(RNS) — There was something mythological about Bob Weir — utterly timeless and almost primeval. An American original troubadour telling stories that felt older than the nation itself, he somehow oriented toward a future just beyond our reach.
You could imagine a world before him, but a world after him was unfathomable. Which is why it landed with such force and sadness to learn that Weir died over the weekend at age 78.
His story begins like a folk tale. A teenage kid, forever known as “Bobby,” wanders the storefronts of Palo Alto, California, on New Year’s Eve, 1963. He hears banjo music drifting from somewhere nearby — familiar yet mysterious, close enough to follow. Something in that sound feels like truth, or at least a trail toward it.
Palo Alto at the time was still a place of apricot orchards and suburban promise, not yet the global nerve center of big tech and artificial intelligence. Bobby follows the music down an alley and meets a fellow traveler: a young man named Jerry Garcia. Instruments come out. A jam begins. And in that unplanned encounter, something new is born that somehow feels both ancient and modern all at once.
Within two years, that jam would become the Grateful Dead.
For the next three decades, Weir and Garcia — alongside Phil Lesh, Mickey Hart, Bill Kreutzmann and a widening circle of collaborators — led not just a band but a community on a shared quest. Dead shows were less performances than gatherings: temporary villages where strangers became companions through sound, attention and improvisation. That era came to a shuddering halt in 1995, when Garcia died just weeks after the band’s final concert at Soldier Field in Chicago. For many, it felt as though the music itself had stopped.
But Weir kept following the thread.
With his longtime songwriting partner, John Perry Barlow, he had already given us the assurance that proved true: the music never stopped. Over the next 30 years, Weir carried the songs forward with old friends and new ones, as if they contained some durable wisdom about how to be human together. We glimpsed that wisdom again last year in Dead & Company’s final run at the Sphere in Las Vegas, and again at the Grateful Dead’s 60th anniversary shows in San Francisco’s Golden Gate Park — moments that felt less like nostalgia than inheritance.
Weir was never religious in any conventional sense. After all, one of his most enduring characters was the faux-messianic huckster of Estimated Prophet. But there was a deep, abiding spirituality to his work. He sang old folk songs and stretched them into psychedelic exploration. He carried forward cowboy ballads from a long-lost West. He dropped jazz standards like “Milestones” into the middle of sprawling sets. All of it served a single impulse: follow the music wherever it leads and bring people with you.
No song captured that ethos more fully than “Playing in the Band.” It arrives like a sunrise, promising “daybreak on the land,” and opens not with certainty but invitation. On the original 1972 studio recording, Donna Jean Godchaux’s harmonies rise into the mix — just a year after she had been in the audience, wishing she might someday join the band.
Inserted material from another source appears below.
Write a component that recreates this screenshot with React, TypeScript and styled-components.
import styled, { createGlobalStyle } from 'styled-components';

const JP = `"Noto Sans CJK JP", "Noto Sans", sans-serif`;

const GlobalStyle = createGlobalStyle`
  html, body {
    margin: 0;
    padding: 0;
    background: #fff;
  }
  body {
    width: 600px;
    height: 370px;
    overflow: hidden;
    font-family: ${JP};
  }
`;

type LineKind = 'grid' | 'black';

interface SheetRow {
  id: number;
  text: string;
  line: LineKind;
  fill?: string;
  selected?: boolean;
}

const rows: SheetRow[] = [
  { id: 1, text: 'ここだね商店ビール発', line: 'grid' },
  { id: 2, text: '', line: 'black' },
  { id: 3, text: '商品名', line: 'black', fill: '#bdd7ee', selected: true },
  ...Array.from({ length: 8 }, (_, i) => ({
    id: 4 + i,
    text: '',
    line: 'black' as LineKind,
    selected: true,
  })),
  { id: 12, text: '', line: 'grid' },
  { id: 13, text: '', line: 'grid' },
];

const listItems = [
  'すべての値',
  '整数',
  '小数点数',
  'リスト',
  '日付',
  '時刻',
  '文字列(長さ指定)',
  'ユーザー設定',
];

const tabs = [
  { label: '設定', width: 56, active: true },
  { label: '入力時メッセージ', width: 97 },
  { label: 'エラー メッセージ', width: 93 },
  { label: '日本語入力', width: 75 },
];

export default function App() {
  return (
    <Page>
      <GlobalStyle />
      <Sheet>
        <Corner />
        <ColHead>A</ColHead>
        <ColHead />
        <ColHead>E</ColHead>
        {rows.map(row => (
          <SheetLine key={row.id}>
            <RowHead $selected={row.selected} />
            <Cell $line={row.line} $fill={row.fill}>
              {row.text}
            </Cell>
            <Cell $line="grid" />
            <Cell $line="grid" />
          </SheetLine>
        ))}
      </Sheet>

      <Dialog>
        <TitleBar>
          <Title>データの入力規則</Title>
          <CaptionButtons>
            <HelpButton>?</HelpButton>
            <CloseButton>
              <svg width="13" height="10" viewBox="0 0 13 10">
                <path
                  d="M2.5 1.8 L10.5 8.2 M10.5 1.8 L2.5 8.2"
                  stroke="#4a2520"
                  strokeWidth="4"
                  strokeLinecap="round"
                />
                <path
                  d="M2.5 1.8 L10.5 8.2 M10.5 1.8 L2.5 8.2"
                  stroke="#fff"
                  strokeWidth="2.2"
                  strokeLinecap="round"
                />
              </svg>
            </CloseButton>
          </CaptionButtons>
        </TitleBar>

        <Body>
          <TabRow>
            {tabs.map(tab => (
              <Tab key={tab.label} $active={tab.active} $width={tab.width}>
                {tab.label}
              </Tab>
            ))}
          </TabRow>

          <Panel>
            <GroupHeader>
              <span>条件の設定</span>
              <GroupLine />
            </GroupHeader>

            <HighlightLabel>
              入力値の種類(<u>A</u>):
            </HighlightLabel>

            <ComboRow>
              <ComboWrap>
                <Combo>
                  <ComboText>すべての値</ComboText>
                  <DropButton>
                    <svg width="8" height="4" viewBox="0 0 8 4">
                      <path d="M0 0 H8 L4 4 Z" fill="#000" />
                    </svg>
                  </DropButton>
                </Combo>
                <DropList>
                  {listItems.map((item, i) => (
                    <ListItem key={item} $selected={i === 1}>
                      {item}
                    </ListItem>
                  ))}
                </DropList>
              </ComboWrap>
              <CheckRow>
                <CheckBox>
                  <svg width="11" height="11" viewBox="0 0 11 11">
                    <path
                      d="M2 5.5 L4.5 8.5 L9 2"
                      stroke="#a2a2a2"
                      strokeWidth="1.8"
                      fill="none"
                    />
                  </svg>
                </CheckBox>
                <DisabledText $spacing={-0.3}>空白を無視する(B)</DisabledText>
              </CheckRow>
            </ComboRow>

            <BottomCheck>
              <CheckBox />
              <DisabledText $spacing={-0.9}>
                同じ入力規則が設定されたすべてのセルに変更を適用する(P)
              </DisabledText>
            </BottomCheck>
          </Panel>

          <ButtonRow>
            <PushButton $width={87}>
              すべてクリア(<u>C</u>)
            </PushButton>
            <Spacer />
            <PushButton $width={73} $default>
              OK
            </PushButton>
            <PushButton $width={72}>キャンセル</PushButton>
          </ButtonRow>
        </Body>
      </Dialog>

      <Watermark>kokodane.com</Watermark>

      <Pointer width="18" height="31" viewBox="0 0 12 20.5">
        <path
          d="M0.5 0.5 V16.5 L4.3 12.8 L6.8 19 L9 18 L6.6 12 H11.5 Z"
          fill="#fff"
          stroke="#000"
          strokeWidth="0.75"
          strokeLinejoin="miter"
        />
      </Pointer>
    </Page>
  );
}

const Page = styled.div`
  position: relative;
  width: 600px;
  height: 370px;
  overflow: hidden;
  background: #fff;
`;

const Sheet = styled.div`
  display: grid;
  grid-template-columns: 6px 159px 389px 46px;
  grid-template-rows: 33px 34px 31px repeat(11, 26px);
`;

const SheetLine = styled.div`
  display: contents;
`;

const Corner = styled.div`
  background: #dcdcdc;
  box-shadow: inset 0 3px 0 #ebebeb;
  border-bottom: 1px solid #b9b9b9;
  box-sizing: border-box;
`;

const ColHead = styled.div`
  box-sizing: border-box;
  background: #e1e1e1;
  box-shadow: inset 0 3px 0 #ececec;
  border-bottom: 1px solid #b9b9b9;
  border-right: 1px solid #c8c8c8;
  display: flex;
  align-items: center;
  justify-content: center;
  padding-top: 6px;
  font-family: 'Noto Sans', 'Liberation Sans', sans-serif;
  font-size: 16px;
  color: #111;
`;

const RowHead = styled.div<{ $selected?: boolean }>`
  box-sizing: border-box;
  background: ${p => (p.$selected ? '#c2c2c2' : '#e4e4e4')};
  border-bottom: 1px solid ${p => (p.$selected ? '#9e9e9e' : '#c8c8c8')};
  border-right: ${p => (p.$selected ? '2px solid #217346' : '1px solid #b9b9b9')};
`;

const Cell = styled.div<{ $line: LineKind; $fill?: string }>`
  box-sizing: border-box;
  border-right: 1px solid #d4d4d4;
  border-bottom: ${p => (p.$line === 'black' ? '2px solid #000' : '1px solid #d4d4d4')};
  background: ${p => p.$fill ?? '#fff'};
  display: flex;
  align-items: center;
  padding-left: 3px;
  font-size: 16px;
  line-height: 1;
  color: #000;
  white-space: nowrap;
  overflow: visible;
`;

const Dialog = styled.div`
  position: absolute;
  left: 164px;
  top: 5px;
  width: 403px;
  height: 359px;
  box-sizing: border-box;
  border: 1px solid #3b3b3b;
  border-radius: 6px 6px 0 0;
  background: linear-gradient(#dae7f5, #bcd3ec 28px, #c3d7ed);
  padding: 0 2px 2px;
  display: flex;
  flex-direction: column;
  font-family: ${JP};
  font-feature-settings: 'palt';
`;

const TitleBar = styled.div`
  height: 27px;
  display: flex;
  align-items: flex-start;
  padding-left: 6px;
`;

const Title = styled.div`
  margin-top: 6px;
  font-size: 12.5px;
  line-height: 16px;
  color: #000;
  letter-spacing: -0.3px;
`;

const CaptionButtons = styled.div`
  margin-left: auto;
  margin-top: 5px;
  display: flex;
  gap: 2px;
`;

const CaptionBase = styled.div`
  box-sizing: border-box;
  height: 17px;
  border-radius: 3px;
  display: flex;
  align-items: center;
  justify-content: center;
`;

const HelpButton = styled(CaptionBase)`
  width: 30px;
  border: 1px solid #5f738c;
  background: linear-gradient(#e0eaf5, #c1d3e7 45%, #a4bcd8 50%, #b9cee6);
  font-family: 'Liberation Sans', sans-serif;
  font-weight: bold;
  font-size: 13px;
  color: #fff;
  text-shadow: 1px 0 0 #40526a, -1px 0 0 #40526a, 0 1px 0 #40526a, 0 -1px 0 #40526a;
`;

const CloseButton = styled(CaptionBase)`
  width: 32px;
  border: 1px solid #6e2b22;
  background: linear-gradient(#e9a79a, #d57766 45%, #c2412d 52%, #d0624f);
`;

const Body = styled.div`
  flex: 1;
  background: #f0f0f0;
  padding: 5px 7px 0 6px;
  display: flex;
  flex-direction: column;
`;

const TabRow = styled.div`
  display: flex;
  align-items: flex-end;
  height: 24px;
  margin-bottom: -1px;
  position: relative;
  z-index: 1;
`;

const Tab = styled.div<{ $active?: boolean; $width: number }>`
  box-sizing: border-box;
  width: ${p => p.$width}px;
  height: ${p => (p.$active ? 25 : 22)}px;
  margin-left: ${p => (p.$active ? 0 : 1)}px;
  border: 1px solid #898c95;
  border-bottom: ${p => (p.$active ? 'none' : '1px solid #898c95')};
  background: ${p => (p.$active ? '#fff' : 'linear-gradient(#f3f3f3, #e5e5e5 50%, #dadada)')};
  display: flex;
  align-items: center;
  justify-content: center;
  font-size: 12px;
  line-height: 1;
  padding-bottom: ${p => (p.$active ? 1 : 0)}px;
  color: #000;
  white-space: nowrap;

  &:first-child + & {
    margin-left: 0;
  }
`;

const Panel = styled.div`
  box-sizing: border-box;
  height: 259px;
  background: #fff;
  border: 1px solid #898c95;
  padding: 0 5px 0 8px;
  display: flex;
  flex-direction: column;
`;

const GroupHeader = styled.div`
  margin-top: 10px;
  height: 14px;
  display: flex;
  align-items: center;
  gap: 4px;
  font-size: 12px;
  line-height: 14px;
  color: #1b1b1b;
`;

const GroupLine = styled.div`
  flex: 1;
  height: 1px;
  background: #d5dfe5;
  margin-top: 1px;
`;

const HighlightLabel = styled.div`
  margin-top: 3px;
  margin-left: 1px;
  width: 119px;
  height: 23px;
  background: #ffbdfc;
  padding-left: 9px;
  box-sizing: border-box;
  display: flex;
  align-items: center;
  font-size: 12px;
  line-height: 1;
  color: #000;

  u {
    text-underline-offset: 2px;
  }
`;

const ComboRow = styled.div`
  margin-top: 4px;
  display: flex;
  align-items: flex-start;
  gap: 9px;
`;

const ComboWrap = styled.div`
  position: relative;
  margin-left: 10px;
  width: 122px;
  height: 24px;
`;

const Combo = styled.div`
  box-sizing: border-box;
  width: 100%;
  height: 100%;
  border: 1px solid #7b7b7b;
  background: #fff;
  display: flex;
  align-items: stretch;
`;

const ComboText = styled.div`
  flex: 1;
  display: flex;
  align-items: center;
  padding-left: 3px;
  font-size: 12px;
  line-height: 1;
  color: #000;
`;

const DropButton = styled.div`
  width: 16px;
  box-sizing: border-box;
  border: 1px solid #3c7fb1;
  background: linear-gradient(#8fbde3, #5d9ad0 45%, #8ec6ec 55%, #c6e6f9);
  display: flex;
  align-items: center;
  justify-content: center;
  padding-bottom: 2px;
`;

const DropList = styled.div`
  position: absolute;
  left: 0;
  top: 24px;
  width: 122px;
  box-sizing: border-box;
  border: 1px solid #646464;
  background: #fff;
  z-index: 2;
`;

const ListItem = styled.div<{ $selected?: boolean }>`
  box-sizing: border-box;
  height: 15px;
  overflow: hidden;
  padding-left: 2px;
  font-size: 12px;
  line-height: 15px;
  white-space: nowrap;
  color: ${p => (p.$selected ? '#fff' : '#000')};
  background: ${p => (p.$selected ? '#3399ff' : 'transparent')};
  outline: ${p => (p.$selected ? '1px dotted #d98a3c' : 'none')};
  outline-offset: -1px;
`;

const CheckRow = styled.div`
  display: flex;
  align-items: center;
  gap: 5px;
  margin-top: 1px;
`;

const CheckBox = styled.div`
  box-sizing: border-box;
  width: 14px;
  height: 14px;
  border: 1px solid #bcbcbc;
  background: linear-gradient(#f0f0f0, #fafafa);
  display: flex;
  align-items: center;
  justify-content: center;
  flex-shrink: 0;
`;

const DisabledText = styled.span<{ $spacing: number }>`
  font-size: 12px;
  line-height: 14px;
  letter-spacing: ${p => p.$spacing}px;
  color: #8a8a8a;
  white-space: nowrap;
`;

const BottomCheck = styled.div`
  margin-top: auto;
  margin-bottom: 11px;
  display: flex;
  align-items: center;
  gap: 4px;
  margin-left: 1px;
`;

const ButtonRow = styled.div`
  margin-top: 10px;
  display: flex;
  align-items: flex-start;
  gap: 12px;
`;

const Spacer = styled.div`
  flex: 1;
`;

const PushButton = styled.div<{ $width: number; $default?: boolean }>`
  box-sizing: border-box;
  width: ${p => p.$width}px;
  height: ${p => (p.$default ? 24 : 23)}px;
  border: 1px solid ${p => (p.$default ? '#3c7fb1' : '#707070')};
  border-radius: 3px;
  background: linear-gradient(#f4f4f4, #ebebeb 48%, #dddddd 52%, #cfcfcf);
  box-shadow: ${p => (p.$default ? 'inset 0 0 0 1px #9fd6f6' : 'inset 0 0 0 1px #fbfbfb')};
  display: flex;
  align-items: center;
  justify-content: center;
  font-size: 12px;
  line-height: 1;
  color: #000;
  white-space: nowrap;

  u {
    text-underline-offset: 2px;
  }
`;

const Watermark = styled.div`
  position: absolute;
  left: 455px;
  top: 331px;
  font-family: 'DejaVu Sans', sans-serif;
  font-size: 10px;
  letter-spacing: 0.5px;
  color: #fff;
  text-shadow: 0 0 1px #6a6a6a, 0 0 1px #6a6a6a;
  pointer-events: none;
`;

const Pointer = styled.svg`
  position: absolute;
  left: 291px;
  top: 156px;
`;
The song lifts off into a cosmic swirl of guitars, keys and drums. It is radically inclusive. You do not listen so much as enter. No one comes back unchanged.
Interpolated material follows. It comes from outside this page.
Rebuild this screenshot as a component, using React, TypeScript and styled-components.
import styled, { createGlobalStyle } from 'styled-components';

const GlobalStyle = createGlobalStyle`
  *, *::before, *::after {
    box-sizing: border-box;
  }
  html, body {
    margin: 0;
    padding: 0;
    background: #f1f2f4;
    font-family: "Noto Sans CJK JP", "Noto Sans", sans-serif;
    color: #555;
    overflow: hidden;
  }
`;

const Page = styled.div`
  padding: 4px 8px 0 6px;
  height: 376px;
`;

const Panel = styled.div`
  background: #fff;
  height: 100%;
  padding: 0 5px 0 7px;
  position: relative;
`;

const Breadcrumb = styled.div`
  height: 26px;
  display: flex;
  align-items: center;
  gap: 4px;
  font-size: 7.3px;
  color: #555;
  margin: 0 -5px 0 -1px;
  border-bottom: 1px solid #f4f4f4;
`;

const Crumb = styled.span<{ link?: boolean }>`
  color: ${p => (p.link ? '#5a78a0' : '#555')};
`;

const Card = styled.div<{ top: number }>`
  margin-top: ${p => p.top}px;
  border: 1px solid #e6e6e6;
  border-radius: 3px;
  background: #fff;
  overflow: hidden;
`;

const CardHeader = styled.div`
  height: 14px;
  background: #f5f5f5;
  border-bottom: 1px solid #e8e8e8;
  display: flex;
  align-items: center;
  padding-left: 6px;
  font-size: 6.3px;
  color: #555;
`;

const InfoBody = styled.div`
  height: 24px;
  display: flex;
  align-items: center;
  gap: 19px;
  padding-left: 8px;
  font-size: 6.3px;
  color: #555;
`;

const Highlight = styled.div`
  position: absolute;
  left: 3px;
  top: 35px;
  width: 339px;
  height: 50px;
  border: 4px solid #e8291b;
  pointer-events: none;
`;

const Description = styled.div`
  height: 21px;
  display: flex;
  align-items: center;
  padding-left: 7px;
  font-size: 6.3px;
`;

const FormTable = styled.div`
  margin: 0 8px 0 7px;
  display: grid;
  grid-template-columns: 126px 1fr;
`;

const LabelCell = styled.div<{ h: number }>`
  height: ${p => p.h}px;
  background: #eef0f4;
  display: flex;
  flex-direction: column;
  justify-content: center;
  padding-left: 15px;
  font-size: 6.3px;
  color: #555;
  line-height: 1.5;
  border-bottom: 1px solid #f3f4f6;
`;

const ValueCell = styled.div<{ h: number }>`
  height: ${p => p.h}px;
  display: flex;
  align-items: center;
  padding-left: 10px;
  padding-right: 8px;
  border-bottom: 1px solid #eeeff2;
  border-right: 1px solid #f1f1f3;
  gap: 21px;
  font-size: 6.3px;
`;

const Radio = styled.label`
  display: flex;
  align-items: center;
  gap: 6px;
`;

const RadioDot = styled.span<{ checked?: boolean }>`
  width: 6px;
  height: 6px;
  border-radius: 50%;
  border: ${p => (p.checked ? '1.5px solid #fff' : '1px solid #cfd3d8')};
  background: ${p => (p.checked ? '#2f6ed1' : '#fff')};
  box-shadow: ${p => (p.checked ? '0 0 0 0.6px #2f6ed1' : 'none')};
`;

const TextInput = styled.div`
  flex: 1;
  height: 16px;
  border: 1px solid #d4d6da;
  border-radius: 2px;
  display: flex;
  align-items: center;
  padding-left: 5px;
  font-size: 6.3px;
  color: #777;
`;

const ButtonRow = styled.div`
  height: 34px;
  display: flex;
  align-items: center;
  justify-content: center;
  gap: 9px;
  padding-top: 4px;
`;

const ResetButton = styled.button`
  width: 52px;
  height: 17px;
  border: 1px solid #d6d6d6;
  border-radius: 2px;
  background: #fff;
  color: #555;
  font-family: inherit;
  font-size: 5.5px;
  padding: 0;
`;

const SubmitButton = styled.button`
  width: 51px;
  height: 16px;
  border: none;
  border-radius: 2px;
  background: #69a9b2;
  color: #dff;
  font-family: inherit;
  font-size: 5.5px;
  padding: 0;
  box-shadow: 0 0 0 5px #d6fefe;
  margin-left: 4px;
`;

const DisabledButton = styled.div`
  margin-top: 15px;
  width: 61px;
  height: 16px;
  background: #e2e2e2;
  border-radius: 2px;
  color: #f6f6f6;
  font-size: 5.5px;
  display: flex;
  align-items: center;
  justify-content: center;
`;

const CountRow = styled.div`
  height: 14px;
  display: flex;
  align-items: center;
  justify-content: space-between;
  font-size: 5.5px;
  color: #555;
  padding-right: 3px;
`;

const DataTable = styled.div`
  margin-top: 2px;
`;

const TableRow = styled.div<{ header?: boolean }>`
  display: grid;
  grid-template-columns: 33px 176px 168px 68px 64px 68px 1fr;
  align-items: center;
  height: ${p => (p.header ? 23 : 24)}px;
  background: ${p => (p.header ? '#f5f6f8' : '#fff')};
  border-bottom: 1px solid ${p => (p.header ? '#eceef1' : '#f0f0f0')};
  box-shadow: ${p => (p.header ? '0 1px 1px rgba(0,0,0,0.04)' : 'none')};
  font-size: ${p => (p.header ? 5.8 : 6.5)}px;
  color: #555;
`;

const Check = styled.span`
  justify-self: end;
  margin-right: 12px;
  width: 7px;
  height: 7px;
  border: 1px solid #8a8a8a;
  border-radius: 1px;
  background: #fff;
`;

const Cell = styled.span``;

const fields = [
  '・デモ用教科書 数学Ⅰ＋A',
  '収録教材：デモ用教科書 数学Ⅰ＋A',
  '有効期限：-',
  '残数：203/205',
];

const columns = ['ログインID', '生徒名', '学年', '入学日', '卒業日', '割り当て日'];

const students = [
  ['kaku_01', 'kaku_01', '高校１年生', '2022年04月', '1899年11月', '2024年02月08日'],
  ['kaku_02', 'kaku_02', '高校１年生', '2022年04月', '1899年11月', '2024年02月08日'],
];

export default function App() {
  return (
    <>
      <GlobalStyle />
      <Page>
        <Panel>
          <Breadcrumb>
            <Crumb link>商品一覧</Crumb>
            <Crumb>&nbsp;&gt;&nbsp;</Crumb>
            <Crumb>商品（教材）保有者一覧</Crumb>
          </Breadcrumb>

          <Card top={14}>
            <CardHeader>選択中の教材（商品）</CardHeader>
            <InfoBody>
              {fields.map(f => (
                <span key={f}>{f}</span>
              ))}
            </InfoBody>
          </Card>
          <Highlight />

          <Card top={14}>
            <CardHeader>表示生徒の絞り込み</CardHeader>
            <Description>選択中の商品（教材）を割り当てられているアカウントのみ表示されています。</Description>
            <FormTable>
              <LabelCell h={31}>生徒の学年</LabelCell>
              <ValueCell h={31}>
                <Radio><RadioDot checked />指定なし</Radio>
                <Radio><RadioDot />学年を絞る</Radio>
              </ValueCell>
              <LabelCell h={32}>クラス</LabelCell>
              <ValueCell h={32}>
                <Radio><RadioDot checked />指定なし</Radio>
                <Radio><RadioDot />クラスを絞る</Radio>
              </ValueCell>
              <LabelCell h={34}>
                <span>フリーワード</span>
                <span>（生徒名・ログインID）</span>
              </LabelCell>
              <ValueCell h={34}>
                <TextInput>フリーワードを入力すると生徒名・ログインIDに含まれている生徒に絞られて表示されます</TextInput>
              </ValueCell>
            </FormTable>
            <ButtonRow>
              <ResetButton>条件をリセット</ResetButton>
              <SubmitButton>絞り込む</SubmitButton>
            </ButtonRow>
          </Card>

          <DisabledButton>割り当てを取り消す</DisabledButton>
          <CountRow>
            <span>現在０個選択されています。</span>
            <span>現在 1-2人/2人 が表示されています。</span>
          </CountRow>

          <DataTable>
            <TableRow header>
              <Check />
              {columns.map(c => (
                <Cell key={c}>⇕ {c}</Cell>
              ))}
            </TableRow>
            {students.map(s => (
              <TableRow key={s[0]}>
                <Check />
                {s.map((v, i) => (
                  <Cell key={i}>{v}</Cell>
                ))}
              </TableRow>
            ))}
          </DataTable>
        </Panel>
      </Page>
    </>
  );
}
In one of his final interviews, with Rolling Stone just a year ago, Weir reflected not only on his life but on the state of the country. Troubled by Donald Trump’s return, renewed political cruelty and division, he returned to the truth he had learned onstage again and again: “I have a feeling that it’s music that’s going to bring this country together. Nothing else is going to work.”
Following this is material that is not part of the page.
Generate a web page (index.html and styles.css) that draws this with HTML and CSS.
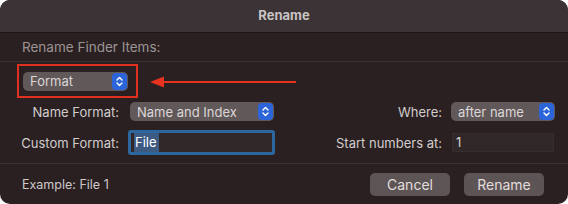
FILE: index.html
```html
<!DOCTYPE html>
<html>
<head>
    <meta charset="utf-8">
    <title>Rename</title>
    <link rel="stylesheet" href="styles.css">
</head>
<body>
    <div class="window">
        <div class="titlebar">Rename</div>
        <div class="heading">Rename Finder Items:</div>

        <div class="body">
            <div class="mode-row">
                <div class="highlight">
                    <div class="popup popup-mode">
                        <span>Format</span>
                        <span class="stepper">
                            <svg width="9" height="13" viewBox="0 0 9 13"><path d="M2 5 L4.5 2.5 L7 5 M2 8 L4.5 10.5 L7 8" fill="none" stroke="#fff" stroke-width="1.4" stroke-linecap="round" stroke-linejoin="round"/></svg>
                        </span>
                    </div>
                </div>
                <svg class="arrow" width="146" height="12" viewBox="0 0 146 12">
                    <path d="M0 6 L14 0.5 L14 11.5 Z" fill="#e6321f"/>
                    <rect x="12" y="5" width="134" height="2" fill="#e6321f"/>
                </svg>
            </div>

            <div class="grid">
                <div class="label">Name Format:</div>
                <div class="popup popup-name">
                    <span>Name and Index</span>
                    <span class="stepper">
                        <svg width="9" height="13" viewBox="0 0 9 13"><path d="M2 5 L4.5 2.5 L7 5 M2 8 L4.5 10.5 L7 8" fill="none" stroke="#fff" stroke-width="1.4" stroke-linecap="round" stroke-linejoin="round"/></svg>
                    </span>
                </div>
                <div class="label">Where:</div>
                <div class="popup popup-where">
                    <span>after name</span>
                    <span class="stepper">
                        <svg width="9" height="13" viewBox="0 0 9 13"><path d="M2 5 L4.5 2.5 L7 5 M2 8 L4.5 10.5 L7 8" fill="none" stroke="#fff" stroke-width="1.4" stroke-linecap="round" stroke-linejoin="round"/></svg>
                    </span>
                </div>

                <div class="label">Custom Format:</div>
                <div class="field field-focus"><span class="sel">File</span></div>
                <div class="label">Start numbers at:</div>
                <div class="field field-num">1</div>
            </div>
        </div>

        <div class="footer">
            <div class="example">Example: File 1</div>
            <div class="buttons">
                <div class="btn">Cancel</div>
                <div class="btn">Rename</div>
            </div>
        </div>
    </div>
</body>
</html>
```

FILE: styles.css
```css
html, body{
    margin: 0;
    padding: 0;
    background: #fff;
}
.window{
    width: 568px;
    height: 204px;
    border-radius: 10px;
    overflow: hidden;
    background: #2a2021;
    font-family: "Inter", "Noto Sans", sans-serif;
    font-size: 13px;
    color: #d9d4d4;
    display: flex;
    flex-direction: column;
}
.titlebar{
    height: 32px;
    line-height: 31px;
    text-align: center;
    font-weight: 700;
    color: #c9c4c4;
    background: #3b3335;
    border-bottom: 1px solid #1c1415;
}
.heading{
    height: 28px;
    line-height: 28px;
    padding-left: 22px;
    font-size: 13.5px;
    color: #9c9494;
    border-bottom: 1px solid #3a3032;
}
.body{
    height: 101px;
}
.mode-row{
    display: flex;
    align-items: center;
    padding: 2px 0 0 17px;
}
.highlight{
    width: 113px;
    height: 30px;
    border: 2px solid #e0301e;
    display: flex;
    align-items: center;
    padding-left: 4px;
}
.arrow{
    margin-left: 12px;
    margin-top: 1px;
}
.popup{
    height: 19px;
    border-radius: 5px;
    background: #615859;
    display: flex;
    align-items: center;
    justify-content: space-between;
    padding-left: 7px;
    padding-right: 1px;
    box-sizing: border-box;
    color: #dcd7d7;
}
.popup-mode{
    width: 105px;
}
.stepper{
    width: 15px;
    height: 17px;
    border-radius: 4px;
    background: #2b65d9;
    display: flex;
    align-items: center;
    justify-content: center;
}
.grid{
    display: grid;
    grid-template-columns: 120px 145px 1fr 104px;
    grid-template-rows: 19px 25px;
    column-gap: 9px;
    row-gap: 9px;
    align-items: center;
    margin-top: 4px;
    padding-right: 13px;
}
.label{
    text-align: right;
    color: #d2cdcd;
}
.grid .label:first-child,
.grid .label:nth-child(5){
    margin-right: 1px;
}
.popup-name{
    margin-left: 1px;
}
.field{
    height: 19px;
    background: #302728;
    box-sizing: border-box;
    line-height: 19px;
    padding-left: 2px;
}
.field-focus{
    height: 25px;
    margin-left: -1px;
    width: 147px;
    border: 3px solid #2d679f;
    border-radius: 3px;
    line-height: 19px;
    padding-left: 3px;
}
.sel{
    display: inline-block;
    background: #3d5a82;
    color: #fff;
    padding: 0 2px 0 1px;
    height: 19px;
}
.field-num{
    margin-left: 1px;
    width: 102px;
    border: 1px solid #362d2e;
    line-height: 17px;
    padding-left: 3px;
}
.footer{
    flex: 1;
    border-top: 1px solid #3a3032;
    display: flex;
    align-items: center;
    justify-content: space-between;
    padding: 0 24px 0 22px;
}
.example{
    font-size: 12.5px;
    color: #cfc9c9;
}
.buttons{
    display: flex;
    gap: 14px;
}
.btn{
    width: 80px;
    height: 23px;
    line-height: 23px;
    text-align: center;
    border-radius: 5px;
    background: #5d5455;
    color: #e2dddd;
    font-size: 14px;
}
```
The Dead were never partisan. Their audience has always spanned the political spectrum — Democrats, Republicans, libertarians, Greens and those allergic to labels altogether. Still, Weir was not disengaged. He spoke out on climate change, gun violence and health. Recent tours partnered with HeadCount, registering voters between sets. This was not ideology; it was participation.
I wasn’t ready to say goodbye to Bob Weir. The year ahead already feels mythological in its own foreboding way. I wanted one more night in the desert with our white-bearded sage in a Stetson, inviting us into something better. I wanted to raise my fist to “Throwing Stones” one more time, naming hard truths without surrendering hope. I wanted another “My Brother Esau,” shadowboxing the apocalypse and wandering the land.
Near the end of that Rolling Stone interview, Weir said he hoped to be remembered for bringing cultures together — “by virtue or by example” — so that people of different persuasions might find something they could agree on in the music, and find each other through it.
There’s an old Dead saying: Weir everywhere. It works as a bumper sticker. But it works even better as a totem — an invitation to join in despite our differences, to listen, to stay and to make something larger than ourselves. In that sense, and in that practice, the music never stops.
(Adam Nicholas Phillips is the CEO of Interfaith America. The views expressed in this commentary do not necessarily reflect those of Religion News Service.)